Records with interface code
■ ■ ■ ■ ■
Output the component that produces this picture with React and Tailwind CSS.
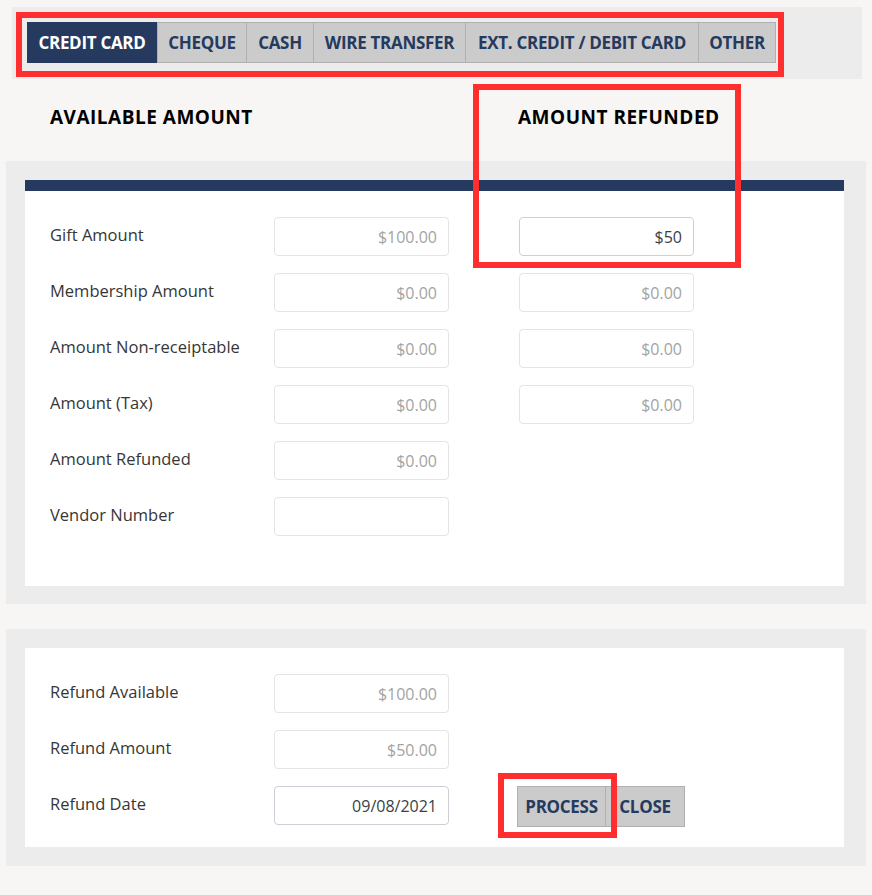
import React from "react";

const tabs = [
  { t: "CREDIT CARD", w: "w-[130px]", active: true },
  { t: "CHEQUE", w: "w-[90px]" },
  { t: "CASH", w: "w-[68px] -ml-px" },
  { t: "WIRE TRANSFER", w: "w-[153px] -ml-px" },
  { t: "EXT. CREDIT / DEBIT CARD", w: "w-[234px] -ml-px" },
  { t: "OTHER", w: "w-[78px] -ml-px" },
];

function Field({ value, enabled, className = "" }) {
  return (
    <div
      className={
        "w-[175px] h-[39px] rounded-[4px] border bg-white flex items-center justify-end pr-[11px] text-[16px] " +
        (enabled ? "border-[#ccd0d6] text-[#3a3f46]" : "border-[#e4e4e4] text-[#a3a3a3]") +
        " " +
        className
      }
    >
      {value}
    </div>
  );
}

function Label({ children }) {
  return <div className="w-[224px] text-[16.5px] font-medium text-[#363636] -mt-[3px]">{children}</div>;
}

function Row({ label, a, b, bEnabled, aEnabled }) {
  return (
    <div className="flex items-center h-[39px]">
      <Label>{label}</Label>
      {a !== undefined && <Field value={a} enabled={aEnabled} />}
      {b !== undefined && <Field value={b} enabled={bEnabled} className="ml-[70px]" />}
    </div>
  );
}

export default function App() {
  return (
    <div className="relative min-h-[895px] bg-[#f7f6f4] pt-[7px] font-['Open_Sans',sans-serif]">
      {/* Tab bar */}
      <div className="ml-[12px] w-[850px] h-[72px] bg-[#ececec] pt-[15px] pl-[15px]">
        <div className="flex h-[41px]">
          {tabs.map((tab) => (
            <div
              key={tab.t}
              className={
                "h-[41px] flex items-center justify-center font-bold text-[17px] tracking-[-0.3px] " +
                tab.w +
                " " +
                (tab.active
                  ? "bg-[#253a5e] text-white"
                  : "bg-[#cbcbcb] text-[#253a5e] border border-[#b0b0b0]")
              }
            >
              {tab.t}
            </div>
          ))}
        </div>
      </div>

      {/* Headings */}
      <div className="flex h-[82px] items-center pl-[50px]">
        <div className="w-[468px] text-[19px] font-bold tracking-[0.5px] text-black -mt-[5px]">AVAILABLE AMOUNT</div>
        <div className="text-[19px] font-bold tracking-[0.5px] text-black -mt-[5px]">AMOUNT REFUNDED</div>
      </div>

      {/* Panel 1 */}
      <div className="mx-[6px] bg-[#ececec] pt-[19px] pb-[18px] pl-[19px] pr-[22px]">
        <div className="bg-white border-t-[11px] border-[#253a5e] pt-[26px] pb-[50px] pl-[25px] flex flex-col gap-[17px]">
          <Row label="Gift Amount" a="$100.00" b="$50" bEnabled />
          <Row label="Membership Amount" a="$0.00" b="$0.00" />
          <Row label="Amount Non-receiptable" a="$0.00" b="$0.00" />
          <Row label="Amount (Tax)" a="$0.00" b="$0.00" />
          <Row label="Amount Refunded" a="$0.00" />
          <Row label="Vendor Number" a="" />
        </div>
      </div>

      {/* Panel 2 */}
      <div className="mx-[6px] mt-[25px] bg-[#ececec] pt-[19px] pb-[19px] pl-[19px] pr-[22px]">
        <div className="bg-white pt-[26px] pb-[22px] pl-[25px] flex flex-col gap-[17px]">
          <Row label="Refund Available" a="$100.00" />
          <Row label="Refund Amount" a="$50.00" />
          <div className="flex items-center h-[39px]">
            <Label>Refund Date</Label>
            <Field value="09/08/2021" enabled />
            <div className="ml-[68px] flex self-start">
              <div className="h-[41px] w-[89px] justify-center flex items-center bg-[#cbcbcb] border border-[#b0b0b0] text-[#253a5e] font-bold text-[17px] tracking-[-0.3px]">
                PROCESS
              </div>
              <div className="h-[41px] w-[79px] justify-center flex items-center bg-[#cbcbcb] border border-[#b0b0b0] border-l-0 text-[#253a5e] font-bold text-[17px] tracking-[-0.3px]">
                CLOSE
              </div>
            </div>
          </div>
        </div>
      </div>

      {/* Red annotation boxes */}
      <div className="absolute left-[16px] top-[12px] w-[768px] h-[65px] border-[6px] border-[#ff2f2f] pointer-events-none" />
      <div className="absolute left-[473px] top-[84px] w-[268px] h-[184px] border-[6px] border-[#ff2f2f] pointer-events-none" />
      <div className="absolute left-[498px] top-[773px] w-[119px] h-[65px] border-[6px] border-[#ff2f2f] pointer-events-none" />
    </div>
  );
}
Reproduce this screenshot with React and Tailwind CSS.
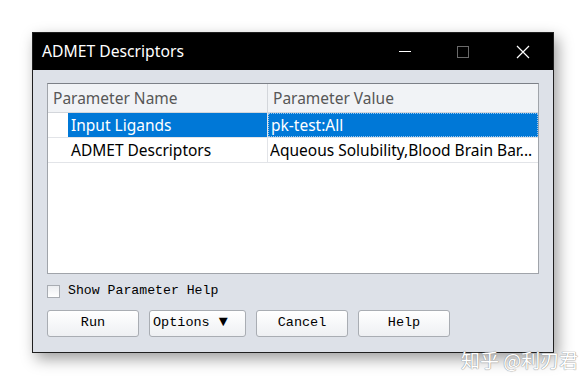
■ ■ ■ ■ ■
▶ _EXERCISE PROMPT_: Skip the pictures and transcribe the rest of the records exactly.

▶ _EXERCISE RESULT_:
Output the component that produces this picture with React and Tailwind CSS.
import React from "react";

const tabs = [
  { t: "CREDIT CARD", w: "w-[130px]", active: true },
  { t: "CHEQUE", w: "w-[90px]" },
  { t: "CASH", w: "w-[68px] -ml-px" },
  { t: "WIRE TRANSFER", w: "w-[153px] -ml-px" },
  { t: "EXT. CREDIT / DEBIT CARD", w: "w-[234px] -ml-px" },
  { t: "OTHER", w: "w-[78px] -ml-px" },
];

function Field({ value, enabled, className = "" }) {
  return (
    <div
      className={
        "w-[175px] h-[39px] rounded-[4px] border bg-white flex items-center justify-end pr-[11px] text-[16px] " +
        (enabled ? "border-[#ccd0d6] text-[#3a3f46]" : "border-[#e4e4e4] text-[#a3a3a3]") +
        " " +
        className
      }
    >
      {value}
    </div>
  );
}

function Label({ children }) {
  return <div className="w-[224px] text-[16.5px] font-medium text-[#363636] -mt-[3px]">{children}</div>;
}

function Row({ label, a, b, bEnabled, aEnabled }) {
  return (
    <div className="flex items-center h-[39px]">
      <Label>{label}</Label>
      {a !== undefined && <Field value={a} enabled={aEnabled} />}
      {b !== undefined && <Field value={b} enabled={bEnabled} className="ml-[70px]" />}
    </div>
  );
}

export default function App() {
  return (
    <div className="relative min-h-[895px] bg-[#f7f6f4] pt-[7px] font-['Open_Sans',sans-serif]">
      {/* Tab bar */}
      <div className="ml-[12px] w-[850px] h-[72px] bg-[#ececec] pt-[15px] pl-[15px]">
        <div className="flex h-[41px]">
          {tabs.map((tab) => (
            <div
              key={tab.t}
              className={
                "h-[41px] flex items-center justify-center font-bold text-[17px] tracking-[-0.3px] " +
                tab.w +
                " " +
                (tab.active
                  ? "bg-[#253a5e] text-white"
                  : "bg-[#cbcbcb] text-[#253a5e] border border-[#b0b0b0]")
              }
            >
              {tab.t}
            </div>
          ))}
        </div>
      </div>

      {/* Headings */}
      <div className="flex h-[82px] items-center pl-[50px]">
        <div className="w-[468px] text-[19px] font-bold tracking-[0.5px] text-black -mt-[5px]">AVAILABLE AMOUNT</div>
        <div className="text-[19px] font-bold tracking-[0.5px] text-black -mt-[5px]">AMOUNT REFUNDED</div>
      </div>

      {/* Panel 1 */}
      <div className="mx-[6px] bg-[#ececec] pt-[19px] pb-[18px] pl-[19px] pr-[22px]">
        <div className="bg-white border-t-[11px] border-[#253a5e] pt-[26px] pb-[50px] pl-[25px] flex flex-col gap-[17px]">
          <Row label="Gift Amount" a="$100.00" b="$50" bEnabled />
          <Row label="Membership Amount" a="$0.00" b="$0.00" />
          <Row label="Amount Non-receiptable" a="$0.00" b="$0.00" />
          <Row label="Amount (Tax)" a="$0.00" b="$0.00" />
          <Row label="Amount Refunded" a="$0.00" />
          <Row label="Vendor Number" a="" />
        </div>
      </div>

      {/* Panel 2 */}
      <div className="mx-[6px] mt-[25px] bg-[#ececec] pt-[19px] pb-[19px] pl-[19px] pr-[22px]">
        <div className="bg-white pt-[26px] pb-[22px] pl-[25px] flex flex-col gap-[17px]">
          <Row label="Refund Available" a="$100.00" />
          <Row label="Refund Amount" a="$50.00" />
          <div className="flex items-center h-[39px]">
            <Label>Refund Date</Label>
            <Field value="09/08/2021" enabled />
            <div className="ml-[68px] flex self-start">
              <div className="h-[41px] w-[89px] justify-center flex items-center bg-[#cbcbcb] border border-[#b0b0b0] text-[#253a5e] font-bold text-[17px] tracking-[-0.3px]">
                PROCESS
              </div>
              <div className="h-[41px] w-[79px] justify-center flex items-center bg-[#cbcbcb] border border-[#b0b0b0] border-l-0 text-[#253a5e] font-bold text-[17px] tracking-[-0.3px]">
                CLOSE
              </div>
            </div>
          </div>
        </div>
      </div>

      {/* Red annotation boxes */}
      <div className="absolute left-[16px] top-[12px] w-[768px] h-[65px] border-[6px] border-[#ff2f2f] pointer-events-none" />
      <div className="absolute left-[473px] top-[84px] w-[268px] h-[184px] border-[6px] border-[#ff2f2f] pointer-events-none" />
      <div className="absolute left-[498px] top-[773px] w-[119px] h-[65px] border-[6px] border-[#ff2f2f] pointer-events-none" />
    </div>
  );
}
Reproduce this screenshot with React and Tailwind CSS.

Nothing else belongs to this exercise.